** SHORT EXERCISE **
Return each line that holds the word "components".

** RECORDS SHOWN **
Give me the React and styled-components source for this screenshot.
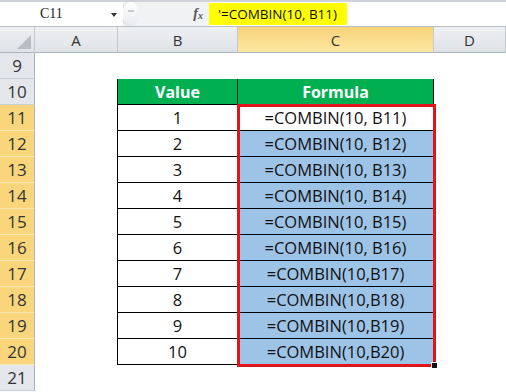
import React from "react";
import styled, { createGlobalStyle, css } from "styled-components";

const Global = createGlobalStyle`
  html, body { margin: 0; padding: 0; background: #fff; overflow: hidden; }
  #root { width: 506px; height: 392px; overflow: hidden; }
`;

const Page = styled.div`
  width: 506px;
  height: 392px;
  display: flex;
  flex-direction: column;
  font-family: "Open Sans", "Liberation Sans", sans-serif;
  color: #222;
`;

const FormulaBar = styled.div`
  height: 27px;
  box-sizing: border-box;
  border-top: 2px solid #cfd3d9;
  border-bottom: 1px solid #b9bec6;
  display: flex;
  align-items: stretch;
  background: #f1f2f4;
`;

const NameBox = styled.div`
  width: 123px;
  background: #fff;
  display: flex;
  align-items: center;
  position: relative;
  font-family: "Liberation Serif", serif;
  font-size: 14px;
  color: #222;
  padding-left: 40px;
  box-sizing: border-box;
`;

const DropArrow = styled.span`
  position: absolute;
  right: 6px;
  top: 11px;
  width: 0;
  height: 0;
  border-left: 3px solid transparent;
  border-right: 3px solid transparent;
  border-top: 4px solid #333;
`;

const Dimple = styled.div`
  width: 17px;
  margin-left: -2px;
  border-radius: 50%;
  border-left: 1px solid #c5c9cf;
  background: linear-gradient(#ffffff, #e8eaee);
  display: flex;
  align-items: center;
  justify-content: center;
  &::after {
    content: "";
    width: 6px;
    height: 2px;
    background: #c9ccd1;
    margin-bottom: 6px;
  }
`;

const FxArea = styled.div`
  width: 70px;
  display: flex;
  align-items: center;
  justify-content: flex-end;
  padding-right: 6px;
  box-sizing: border-box;
  font-family: "Liberation Serif", serif;
  color: #555;
  font-size: 14px;
  i { font-weight: bold; }
  span { font-size: 10px; font-style: italic; font-weight: bold; margin-top: 3px; }
`;

const FormulaInput = styled.div`
  flex: 1;
  background: #fff;
  display: flex;
  align-items: center;
`;

const Highlight = styled.span`
  background: #ffff00;
  height: 22px;
  display: flex;
  align-items: center;
  padding: 0 10px 0 9px;
  font-size: 13.5px;
  color: #111;
`;

const Sheet = styled.div`
  display: grid;
  grid-template-columns: 35px 83px 120px 196px 1fr;
  grid-template-rows: repeat(14, 26px);
  position: relative;
`;

const ColHead = styled.div`
  grid-row: 1;
  box-sizing: border-box;
  display: flex;
  align-items: center;
  justify-content: center;
  font-size: 15px;
  color: #333;
  border-right: 1px solid #c4c9d0;
  border-bottom: 1px solid #aeb4bc;
  background: ${(p) =>
    p.$active
      ? "linear-gradient(#f8d37a, #fde7a2)"
      : "linear-gradient(#eef0f3, #dfe2e7)"};
`;

const Corner = styled(ColHead)`
  position: relative;
  &::after {
    content: "";
    position: absolute;
    right: 3px;
    bottom: 3px;
    width: 0;
    height: 0;
    border-left: 14px solid transparent;
    border-bottom: 14px solid #b8bcc3;
  }
`;

const RowHead = styled.div`
  grid-column: 1;
  box-sizing: border-box;
  display: flex;
  align-items: center;
  justify-content: center;
  font-size: 17px;
  color: #333;
  border-right: 1px solid #aeb4bc;
  border-bottom: 1px solid ${(p) => (p.$active ? "#fbe7b0" : "#c9ced5")};
  background: ${(p) => (p.$active ? "#f9d67c" : "#e3e6ea")};
`;

const Cell = styled.div`
  box-sizing: border-box;
  display: flex;
  align-items: center;
  justify-content: center;
  font-size: 16.5px;
  color: #111;
  border-bottom: 1px solid #000;
  border-right: 1px solid #000;
  ${(p) => p.$first && css`border-left: 1px solid #000; margin-left: -1px;`}
  ${(p) =>
    p.$head &&
    css`
      background: #00b050;
      color: #fff;
      font-weight: bold;
      font-size: 16px;
    `}
  ${(p) => p.$blue && css`background: #9dc3e6;`}
`;

const Selection = styled.div`
  grid-column: 4;
  grid-row: 4 / 14;
  border: 3px solid #e0141a;
  margin: -1px -2px -2px -1px;
  position: relative;
  pointer-events: none;
  &::after {
    content: "";
    position: absolute;
    right: -5px;
    bottom: -5px;
    width: 5px;
    height: 5px;
    background: #111;
    border: 1px solid #fff;
  }
`;

const formulas = [
  "=COMBIN(10, B11)",
  "=COMBIN(10, B12)",
  "=COMBIN(10, B13)",
  "=COMBIN(10, B14)",
  "=COMBIN(10, B15)",
  "=COMBIN(10, B16)",
  "=COMBIN(10,B17)",
  "=COMBIN(10,B18)",
  "=COMBIN(10,B19)",
  "=COMBIN(10,B20)",
];

export default function App() {
  const rows = [9, 10, 11, 12, 13, 14, 15, 16, 17, 18, 19, 20, 21];
  return (
    <Page>
      <Global />
      <FormulaBar>
        <NameBox>
          C11
          <DropArrow />
        </NameBox>
        <Dimple />
        <FxArea>
          <i>f</i>
          <span>x</span>
        </FxArea>
        <FormulaInput>
          <Highlight>'=COMBIN(10, B11)</Highlight>
        </FormulaInput>
      </FormulaBar>
      <Sheet>
        <Corner style={{ gridColumn: 1 }} />
        {["A", "B", "C", "D"].map((c, i) => (
          <ColHead key={c} $active={c === "C"} style={{ gridColumn: i + 2 }}>
            {c}
          </ColHead>
        ))}
        {rows.map((r, i) => (
          <RowHead key={r} $active={r >= 11 && r <= 20} style={{ gridRow: i + 2 }}>
            {r}
          </RowHead>
        ))}
        <Cell $head $first style={{ gridColumn: 3, gridRow: 3 }}>Value</Cell>
        <Cell $head style={{ gridColumn: 4, gridRow: 3 }}>Formula</Cell>
        {formulas.map((f, i) => (
          <React.Fragment key={f}>
            <Cell $first style={{ gridColumn: 3, gridRow: i + 4 }}>{i + 1}</Cell>
            <Cell $blue={i > 0} style={{ gridColumn: 4, gridRow: i + 4 }}>{f}</Cell>
          </React.Fragment>
        ))}
        <Selection />
      </Sheet>
    </Page>
  );
}
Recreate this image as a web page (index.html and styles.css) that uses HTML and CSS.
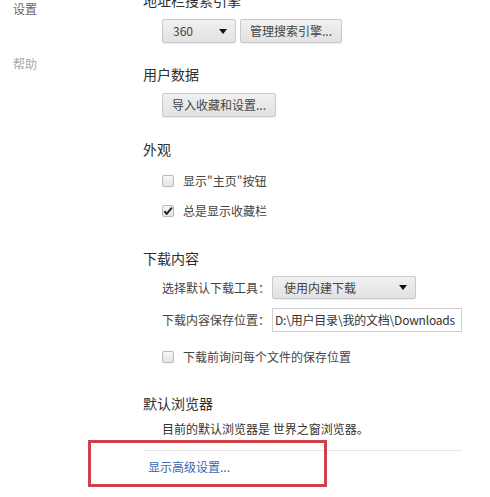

** FINISHED EXERCISE **
Give me the React and styled-components source for this screenshot.
import styled, { createGlobalStyle, css } from "styled-components";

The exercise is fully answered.